Department of Justice Seal Department of Justice
(202) 514-2007
TDD (202) 514-1888


CENTRAL ISLIP, NEW YORK - A federal Grand Jury in Central Islip, New York, yesterday indicted Louis and Betty Capolino, of New York, New York, on five counts of income tax evasion for three separate years.

The indictment charges that the Capolinos evaded their own substantial federal tax liability in 1994 and 1995. The indictment further alleges that the Capolinos evaded corporate income tax for El-Cee Trucking and El-Cee Enterprises, two corporations owned and operated by the Capolinos, in 1994, 1995 and 1996. The indictment alleges that the Capolinos diverted substantial corporate receipts from their corporations to a second corporate bank account of El-Cee Trucking, which they failed to disclose to the accountants who prepared the corporate tax returns. The diverted corporate receipts were thus unreported on the corporate returns. The indictment further alleges that the Capolinos paid numerous personal expenses using funds from their corporations, including substantial moneys from the undisclosed corporate account, and claimed that these personal expenses were business expenses. The Capolinos failed to report the personal expenditures as income on their individual tax returns.

"Prosecuting people who violate our tax laws is how we defend the integrity of our tax system and protect the vast majority of honest, tax-paying Americans from those who would otherwise leave them to pick up the tab," said Eileen J. O'Connor, Assistant Attorney General for the Department of Justices' Tax Division.

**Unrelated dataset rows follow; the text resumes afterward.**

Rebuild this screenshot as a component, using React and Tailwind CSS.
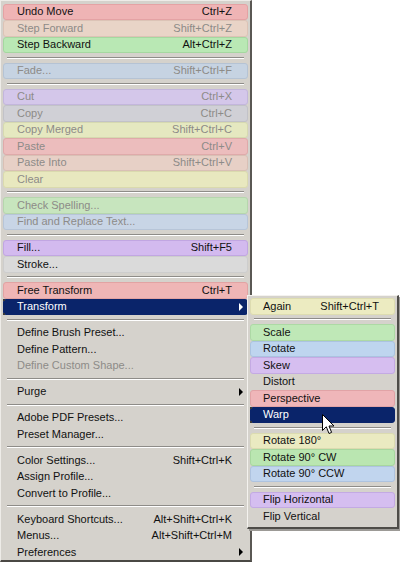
import React from "react";

const editMenu = [
  [
    { label: "Undo Move", keys: "Ctrl+Z", tint: "bg-[#efb4b5] border-[#e4a2a4]" },
    { label: "Step Forward", keys: "Shift+Ctrl+Z", tint: "bg-[#e9d4c7] border-[#dcc3b6]", off: true },
    { label: "Step Backward", keys: "Alt+Ctrl+Z", tint: "bg-[#b9e8b4] border-[#a5d8a0]" },
  ],
  [{ label: "Fade...", keys: "Shift+Ctrl+F", tint: "bg-[#c6d3e2] border-[#b5c3d4]", off: true }],
  [
    { label: "Cut", keys: "Ctrl+X", tint: "bg-[#d4c7ea] border-[#c3b6dc]", off: true },
    { label: "Copy", keys: "Ctrl+C", tint: "bg-[#d0d0d6] border-[#c2c2c8]", off: true },
    { label: "Copy Merged", keys: "Shift+Ctrl+C", tint: "bg-[#e5e8c0] border-[#d6d9b0]", off: true },
    { label: "Paste", keys: "Ctrl+V", tint: "bg-[#ecbdbd] border-[#dfaaaa]", off: true },
    { label: "Paste Into", keys: "Shift+Ctrl+V", tint: "bg-[#e7d0c6] border-[#d9c0b5]", off: true },
    { label: "Clear", tint: "bg-[#e8e8bf] border-[#dadaae]", off: true },
  ],
  [
    { label: "Check Spelling...", tint: "bg-[#c7e5be] border-[#b6d6ad]", off: true },
    { label: "Find and Replace Text...", tint: "bg-[#c8d5e6] border-[#b7c5d8]", off: true },
  ],
  [
    { label: "Fill...", keys: "Shift+F5", tint: "bg-[#d3baef] border-[#c1a6e2]" },
    { label: "Stroke...", tint: "bg-[#dadada] border-[#cdcdcd]" },
  ],
  [
    { label: "Free Transform", keys: "Ctrl+T", tint: "bg-[#efb6b6] border-[#e2a3a3]" },
    { label: "Transform", sub: true, active: true },
  ],
  [
    { label: "Define Brush Preset..." },
    { label: "Define Pattern..." },
    { label: "Define Custom Shape...", off: true },
  ],
  [{ label: "Purge", sub: true }],
  [{ label: "Adobe PDF Presets..." }, { label: "Preset Manager..." }],
  [
    { label: "Color Settings...", keys: "Shift+Ctrl+K" },
    { label: "Assign Profile..." },
    { label: "Convert to Profile..." },
  ],
  [
    { label: "Keyboard Shortcuts...", keys: "Alt+Shift+Ctrl+K" },
    { label: "Menus...", keys: "Alt+Shift+Ctrl+M" },
    { label: "Preferences", sub: true },
  ],
];

const transformMenu = [
  [{ label: "Again", keys: "Shift+Ctrl+T", tint: "bg-[#ecebc1] border-[#dddcb0]" }],
  [
    { label: "Scale", tint: "bg-[#bfe8b7] border-[#add9a5]" },
    { label: "Rotate", tint: "bg-[#bed5ef] border-[#abc3e0]" },
    { label: "Skew", tint: "bg-[#d6bef0] border-[#c4aae3]" },
    { label: "Distort" },
    { label: "Perspective", tint: "bg-[#efb6b9] border-[#e1a3a6]" },
    { label: "Warp", active: true },
  ],
  [
    { label: "Rotate 180°", tint: "bg-[#eaeac1] border-[#dbdbb0]" },
    { label: "Rotate 90° CW", tint: "bg-[#bae6b1] border-[#a8d79f]" },
    { label: "Rotate 90° CCW", tint: "bg-[#c1d5ee] border-[#aec3df]" },
  ],
  [
    { label: "Flip Horizontal", tint: "bg-[#d5bef0] border-[#c3aae3]" },
    { label: "Flip Vertical" },
  ],
];

function Separator() {
  return (
    <div className="h-[9.5px] flex items-center px-[4px]">
      <div className="w-full border-t border-t-[#8e8c88] border-b border-b-white" />
    </div>
  );
}

function Arrow({ light }) {
  return (
    <span
      className={
        "block w-0 h-0 border-y-[4px] border-y-transparent border-l-[4px] " +
        (light ? "border-l-white" : "border-l-black")
      }
    />
  );
}

function Item({ item, padL, padR, arrowSlot }) {
  let look = "border-transparent";
  if (item.active) look = "bg-[#0a246a] border-[#0a246a] text-white";
  else if (item.tint) look = item.tint;
  const color = item.active ? "text-white" : item.off ? "text-[#8d8b88]" : "text-[#111]";

  return (
    <div className={"relative h-[16.5px] rounded-[3px] border flex items-center " + look + " " + color}>
      {item.active && (
        <>
          <span className="absolute -left-[1px] -top-[1px] w-[2px] h-[2px] bg-[#3a3a3a]" />
          <span className="absolute -left-[1px] -bottom-[1px] w-[2px] h-[2px] bg-[#3a3a3a]" />
        </>
      )}
      <span className={"flex-1 whitespace-nowrap " + padL}>{item.label}</span>
      {item.keys && <span className={"whitespace-nowrap " + padR}>{item.keys}</span>}
      {arrowSlot && (
        <span className="w-[14px] flex justify-start pl-[6px]">
          {item.sub && <Arrow light={item.active} />}
        </span>
      )}
    </div>
  );
}

function Menu({ groups, padL, padR, arrowSlot, inset }) {
  return (
    <div className={"flex flex-col " + inset}>
      {groups.map((group, gi) => (
        <React.Fragment key={gi}>
          {gi > 0 && <Separator />}
          {group.map((item) => (
            <Item key={item.label} item={item} padL={padL} padR={padR} arrowSlot={arrowSlot} />
          ))}
        </React.Fragment>
      ))}
    </div>
  );
}

function Cursor() {
  return (
    <svg className="absolute left-[322px] top-[414px]" width="14" height="22" viewBox="0 0 14 22">
      <path
        d="M0.5 0.5 L0.5 16.5 L4.3 12.8 L7 19.5 L9.6 18.4 L7 12 L12 12 Z"
        fill="white"
        stroke="black"
        strokeWidth="1"
        strokeLinejoin="miter"
      />
    </svg>
  );
}

export default function App() {
  return (
    <div
      className="relative w-[400px] h-[562px] bg-white overflow-hidden text-[11px] leading-none"
      style={{ fontFamily: '"Liberation Sans", Arial, sans-serif' }}
    >
      {/* Edit menu */}
      <div className="w-[252px] h-[562px] bg-[#d5d2cc] border-t border-l border-t-[#eeece8] border-l-[#eeece8] border-r-2 border-r-[#5a5854] border-b-2 border-b-[#4a4844] pt-[2.5px]">
        <Menu groups={editMenu} padL="pl-[13px]" padR="pr-[1px]" arrowSlot inset="px-[2px]" />
      </div>

      {/* Transform submenu */}
      <div className="absolute left-[247px] top-[295px] w-[152px] bg-[#d5d2cc] border-t border-l border-t-[#f4f2ee] border-l-[#f4f2ee] border-r-2 border-r-[#4e4c48] border-b-2 border-b-[#4e4c48] pt-[2px] pb-[2px] shadow-[2px_2px_0_#9c9a96]">
        <Menu groups={transformMenu} padL="pl-[12px]" padR="pr-[15px]" inset="px-[2px]" />
      </div>

      <Cursor />
    </div>
  );
}
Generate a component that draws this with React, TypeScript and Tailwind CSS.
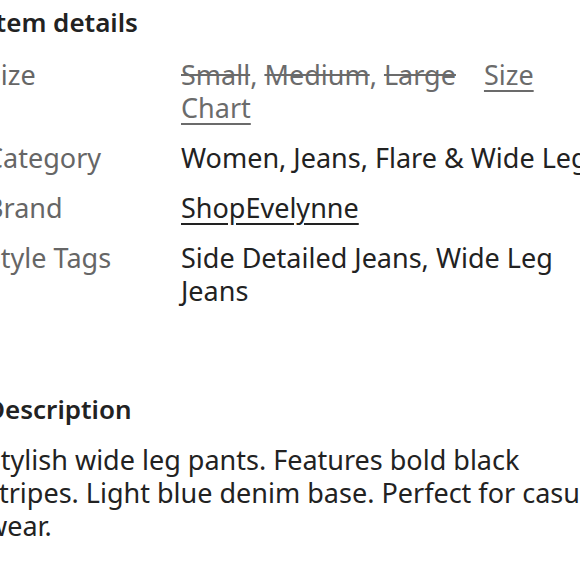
import React from 'react';

interface DetailRow {
  label: string;
  value: React.ReactNode;
}

export default function App() {
  const rows: DetailRow[] = [
    {
      label: 'Size',
      value: (
        <>
          <span className="text-[#6b6b6b]">
            <span className="line-through">Small</span>, <span className="line-through">Medium</span>,{' '}
            <span className="line-through">Large</span>
          </span>
          <span className="ml-[28px] text-[#6b6b6b] underline underline-offset-[5px]">Size Chart</span>
        </>
      ),
    },
    { label: 'Category', value: 'Women, Jeans, Flare & Wide Leg' },
    {
      label: 'Brand',
      value: <span className="underline underline-offset-[5px]">ShopEvelynne</span>,
    },
    { label: 'Style Tags', value: 'Side Detailed Jeans, Wide Leg Jeans' },
  ];

  return (
    <div
      className="w-[580px] h-[580px] overflow-hidden bg-white text-[#222]"
      style={{ fontFamily: '"Noto Sans", sans-serif' }}
    >
      <div className="ml-[-14px] w-[621px] pt-[4px]">
        <h2 className="text-[26px] leading-[36px] font-semibold">Item details</h2>
        <div className="mt-[18px] flex flex-col gap-[17px]">
          {rows.map((row) => (
            <div key={row.label} className="grid grid-cols-[195px_1fr] text-[27px] leading-[33px]">
              <div className="text-[#666]">{row.label}</div>
              <div>{row.value}</div>
            </div>
          ))}
        </div>
        <h2 className="mt-[84px] text-[26px] leading-[36px] font-semibold">Description</h2>
        <p className="mt-[16px] text-[27px] leading-[33px]">
          Stylish wide leg pants. Features bold black stripes. Light blue denim base. Perfect for casual wear.
        </p>
      </div>
    </div>
  );
}
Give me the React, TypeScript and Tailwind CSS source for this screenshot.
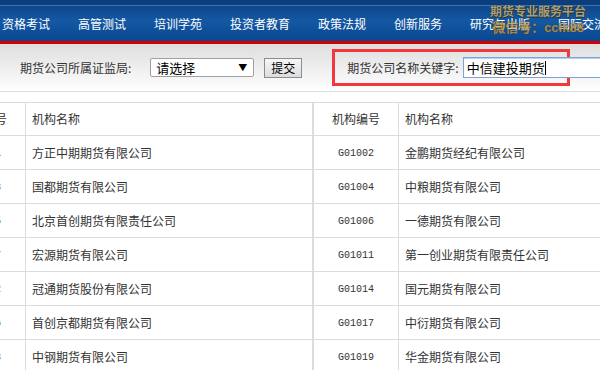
import React from "react";

const navItems = ["资格考试", "高管测试", "培训学苑", "投资者教育", "政策法规", "创新服务", "研究与出版", "国际交流"];

const leftRows = [
  { code: "G01001", name: "方正中期期货有限公司" },
  { code: "G01003", name: "国都期货有限公司" },
  { code: "G01005", name: "北京首创期货有限责任公司" },
  { code: "G01007", name: "宏源期货有限公司" },
  { code: "G01012", name: "冠通期货股份有限公司" },
  { code: "G01016", name: "首创京都期货有限公司" },
  { code: "G01018", name: "中钢期货有限公司" },
];

const rightRows = [
  { code: "G01002", name: "金鹏期货经纪有限公司" },
  { code: "G01004", name: "中粮期货有限公司" },
  { code: "G01006", name: "一德期货有限公司" },
  { code: "G01011", name: "第一创业期货有限责任公司" },
  { code: "G01014", name: "国元期货有限公司" },
  { code: "G01017", name: "中衍期货有限公司" },
  { code: "G01019", name: "华金期货有限公司" },
];

const cjk = "font-['SimSun','Noto_Sans_CJK_SC',sans-serif]";

// one half of the company list
const CompanyTable = ({ rows, nameWidth, border }: { rows: { code: string; name: string }[]; nameWidth: string; border: string }) => (
  <div className={`flex flex-col shrink-0 ${border} border-[#dcdcdc]`}>
    <div className="flex h-[34px] border-t border-b border-[#dcdcdc] items-center">
      <div className="w-[85px] h-full flex items-center justify-center border-r border-[#dcdcdc]">机构编号</div>
      <div className={`${nameWidth} pl-[6px]`}>机构名称</div>
    </div>
    {rows.map((r) => (
      <div key={r.code} className="flex h-[34px] border-b border-[#dcdcdc] items-center">
        <div className="w-[85px] h-full flex items-center justify-center border-r border-[#dcdcdc] font-['Liberation_Mono',monospace] text-[10px] pt-[1px]">
          {r.code}
        </div>
        <div className={`${nameWidth} pl-[6px]`}>{r.name}</div>
      </div>
    ))}
  </div>
);

export default function App() {
  return (
    <div className={`w-[600px] h-[370px] overflow-hidden bg-white text-[#333] text-[12px] ${cjk}`}>
      {/* top navigation */}
      <div className="relative h-[41px] bg-gradient-to-b from-[#0b3f80] via-[#1458a3] to-[#0a4792]">
        <div className="h-[6px] bg-[#0c3d7c] border-b border-[#3b74b6]" />
        <div className="flex -ml-[12px] h-[35px] items-center text-white text-[12px]">
          {navItems.map((n) => (
            <span key={n} className="px-[14px] whitespace-nowrap">
              {n}
            </span>
          ))}
        </div>
        {/* watermark */}
        <div className="absolute left-[490px] top-[5px] flex flex-col items-center font-bold leading-none opacity-80">
          <span className="text-[12px] text-[#c9b57c] [text-shadow:0_0_1px_#2a2000,1px_1px_0_#3a3010]">期货专业服务平台</span>
          <span className="mt-[4px] text-[13px] text-[#c99a3a] [text-shadow:0_0_1px_#3a2000] font-['Liberation_Sans','Noto_Sans_CJK_SC',sans-serif]">
            微信号：cclk88
          </span>
        </div>
      </div>
      <div className="h-[3px] bg-[#d40000]" />

      {/* filter bar */}
      <div className="h-[48px] bg-gradient-to-b from-[#dedede] to-white border-b border-[#dcdcdc] flex items-center whitespace-nowrap">
        <span className="ml-[20px] shrink-0">期货公司所属证监局:</span>
        <div className="ml-[19px] w-[104px] h-[19px] shrink-0 border border-[#a0a0a0] rounded-[2px] bg-white flex items-center justify-between pl-[5px] pr-[6px] text-[13px] text-black">
          <span>请选择</span>
          <span className="text-[9px]">▼</span>
        </div>
        <button className="ml-[10px] h-[20px] shrink-0 px-[6px] border border-[#8c8c8c] bg-gradient-to-b from-[#f7f7f7] to-[#dddddd] text-[12px] text-black leading-none">
          提交
        </button>
        <div className="ml-[30px] w-[238px] h-[37px] shrink-0 border-[3px] border-[#f2383d] flex items-center">
          <span className="ml-[12px] shrink-0">期货公司名称关键字:</span>
          <div className="ml-[4px] w-[170px] h-[21px] shrink-0 border border-[#7da2d8] shadow-[inset_0_1px_1px_#b9cbe8] bg-white flex items-center pl-[3px] text-[13px] text-black">
            中信建投期货<span className="w-px h-[14px] bg-black" />
          </div>
        </div>
      </div>

      {/* company list */}
      <div className="mt-[10px] flex -ml-[59px]">
        <CompanyTable rows={leftRows} nameWidth="w-[286px]" border="border-r" />
        <CompanyTable rows={rightRows} nameWidth="w-[300px]" border="border-l" />
      </div>
    </div>
  );
}
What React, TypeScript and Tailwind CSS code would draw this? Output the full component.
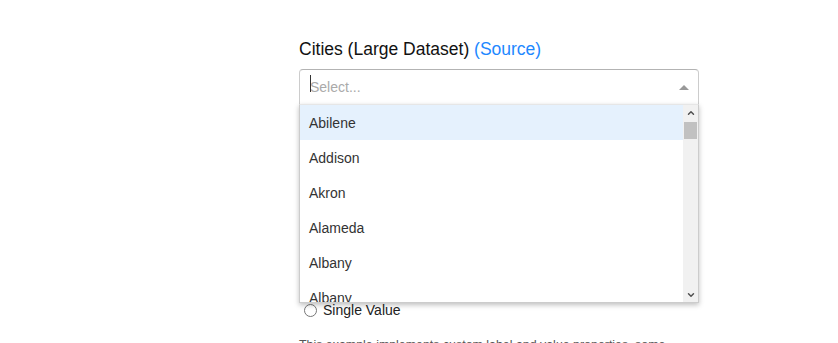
import { ChevronUp, ChevronDown } from 'lucide-react';

const cities = ['Abilene', 'Addison', 'Akron', 'Alameda', 'Albany', 'Albany'];

function CitySelect() {
    return (
        <div className="relative mt-[10px]">
            {/* Control */}
            <div className="h-[36px] flex items-center bg-white border border-[#ccc] border-t-[#b3b3b3] border-b-[#d9d9d9] rounded-t-[4px]">
                <div className="relative flex-1 pl-[10px] pt-[1px] text-[14px] text-[#aaa]">
                    <span className="absolute left-[10px] top-[-1px] w-[1px] h-[17px] bg-[#333]" />
                    Select...
                </div>
                <div className="w-[25px] mr-[2px] flex items-center justify-center">
                    <span className="w-0 h-0 border-x-[5px] border-x-transparent border-b-[5px] border-b-[#999]" />
                </div>
            </div>

            {/* Menu */}
            <div className="absolute z-10 left-0 right-0 top-[35px] h-[199px] flex bg-white border border-[#ccc] border-t-[#e6e6e6] shadow-[0_2px_5px_rgba(0,0,0,0.25)]">
                <div className="flex-1 overflow-hidden">
                    {cities.map((city, i) => (
                        <div
                            key={i}
                            className={`h-[35px] pl-[9px] pt-[2px] flex items-center text-[14px] text-[#333] ${i === 0 ? 'bg-[#e5f1fd]' : ''}`}
                        >
                            {city}
                        </div>
                    ))}
                </div>
                <div className="w-[15px] bg-[#f1f1f1] flex flex-col">
                    <div className="h-[15px] flex items-center justify-center">
                        <ChevronUp size={10} strokeWidth={3.5} className="text-[#505050]" />
                    </div>
                    <div className="mt-[2px] mx-[1px] h-[17px] bg-[#c1c1c1]" />
                    <div className="flex-1" />
                    <div className="h-[15px] flex items-center justify-center">
                        <ChevronDown size={10} strokeWidth={3.5} className="text-[#505050]" />
                    </div>
                </div>
            </div>
        </div>
    );
}

export default function App() {
    return (
        <div className="h-[343px] overflow-hidden bg-white font-['Liberation_Sans',Arial,sans-serif]">
            <div className="pl-[299px] pt-[39px] w-[699px]">
                <h2 className="text-[17.5px] leading-[20px] text-[#111]">
                    Cities (Large Dataset) <a className="text-[#1e88ff]">(Source)</a>
                </h2>

                <CitySelect />

                {/* options sit under the open menu */}
                <div className="mt-[195px]">
                    <label className="h-[20px] pt-[1px] flex items-center text-[14px] text-[#222]">
                        <span className="ml-[5px] mr-[6px] w-[13px] h-[13px] rounded-full border border-[#767676] bg-white" />
                        Single Value
                    </label>
                </div>

                <p className="mt-[16px] text-[12.4px] leading-[18px] text-[#555]">
                    This example implements custom label and value properties, some custom styles and a custom option renderer.
                </p>
            </div>
        </div>
    );
}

If convicted, the Capolinos would face maximum penalties of 5 years in prison and a $250,000 fine on each count. Additionally, they could be required to file accurate returns and to pay all overdue taxes together with any penalties and interest the IRS might assess.

Litigation of the case has been assigned to Eric Witiw and David Williams, Trial Attorneys with the Criminal Enforcement Section of the Tax Division of the United States Department of Justice. The case was investigated by criminal investigators with the Internal Revenue Service.

In all cases, an indictment merely serves as an accusation, and a defendant is presumed innocent until and unless proven guilty by evidence sufficient to convince a court beyond a reasonable doubt.